Within the overarching purpose of sustainable long-term value creation, the work of the Investor Forum confirms that companies and their investors benefit from tailored and adaptable communication channels rather than formulaic governance structures and one-size-fits-all reporting mechanisms.  The Investor Forum found that, when available, investors use these bilateral communication channels to connect with and understand a company’s stated mission, evaluate its performance against that mission and provide real-time, constructive feedback to the company’s leadership.  In turn, a company benefits from dedicated forums for communicating and developing a strategy aligned with its core values yet responsive to market dynamics and the priorities of its investors. 

Importantly, the work of the Investor Forum shows that when companies and their investors have opportunities for meaningful dialogue, they are more likely to realize their common goal of sustainable long-term value creation, without doing damage to corporate stakeholders.  As a result, they can more effectively work together to identify and implement strategies in pursuit of this goal and resist short-termism.  Mutual commitment to this approach builds deep-rooted relationships that allow the exchange of strategic proposals and improve long-term results, deterring much of the damage done by activists that instead seek short-term profits.

Consistent with the promise of the stakeholder governance model, the relationships created by the Investor Forum enable a private-sector solution to attacks by short-term financial activists and the short-termism that impedes long-term economic prosperity.  To that end, the Investor Forum’s assessment highlights a number of challenges for establishing these relationships, including expanding regulatory regimes that impose ever-increasing disclosure obligations that consume resources and result in the publication of information that is at times of questionable value to investors, reflexive “vote no” campaigns in place of genuine engagement between investors and the companies in which they are invested, and risks relating to engagement for its own sake rather than for a strategic purpose.  

The Investor Forum did not stop at identifying the challenges facing public companies and institutional investors.  Furthering ideas suggested by proponents of stewardship and engagement frameworks, the Investor Forum has also proposed practical, actionable steps for companies and investors to overcome friction entrenched in four evolving aspects of the investor-company relationship:  (i) investor relations; (ii) sustainability; (iii) audit and assurance; and (iv) voting and governance.

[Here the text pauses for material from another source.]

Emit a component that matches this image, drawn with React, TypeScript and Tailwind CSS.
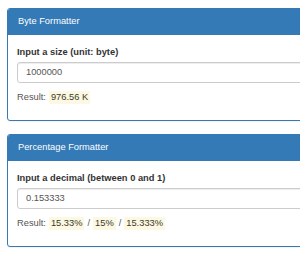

  • Investor Relations.  A public company should use its investor relations function to build a compelling equity thesis that helps investors connect with the company’s vision, purpose and strategy.  Given the heterogeneity of investor and stakeholder bases, the Investor Forum advocates for companies to tailor engagement strategies and reserve space for investors to share their views and ask questions.  Correspondingly, investors should contribute by clearly expressing priorities on key issues of interest and investing time to understand the nuances behind the numbers and metrics presented by companies.
  • Sustainability.  The Investor Forum finds that strict adherence to inflexible ESG reporting regimes can shift the focus of companies and investors away from the real-world impact of sustainability initiatives, thereby often reducing their effectiveness.  Accordingly, the Investor Forum suggests consistency and standardization across data metrics and clear disclosure of the assumptions underlying such metrics, with a focus on what is most important to a particular company in its specific context.  In this way, companies can articulate the purpose behind sustainability initiatives that align with their strategic objectives and provide data for investors that is relevant to their decision-making.
  • Audit and Assurance.  The Investor Forum finds that discussion of audit matters is a relatively underdeveloped communication channel for companies and their investors, and recommends enhanced openness and two-way communication between audit committees and investors in light of the importance investors place on the integrity of public company financial and other disclosures.
  • Voting and Governance.  The Investor Forum perceptively notes that various dynamics, including the role of proxy advisors, emerging climate and ESG concerns and heightened pressures on asset managers from interest groups, have made shareholder meetings a more challenging venue for collaboration between companies and their investors.  Further, isolated and binary voting opportunities are not an appropriate substitute for thoughtful discussions and effective engagement regarding mutual long-term interests and stewardship of companies.  Companies should clearly communicate policy changes and related rationales, and investors should likewise clearly communicate their expectations on salient issues and disclose the process behind voting decisions, including the roles of any proxy advisors. 

The well-founded proposals made by the Investor Forum in this report, which apply well beyond participants in the UK market to those in the United States and elsewhere, recognize the fundamental idea that it is critical for companies and their investors to partner through strategic, effective engagement to achieve sustainable long-term value creation.”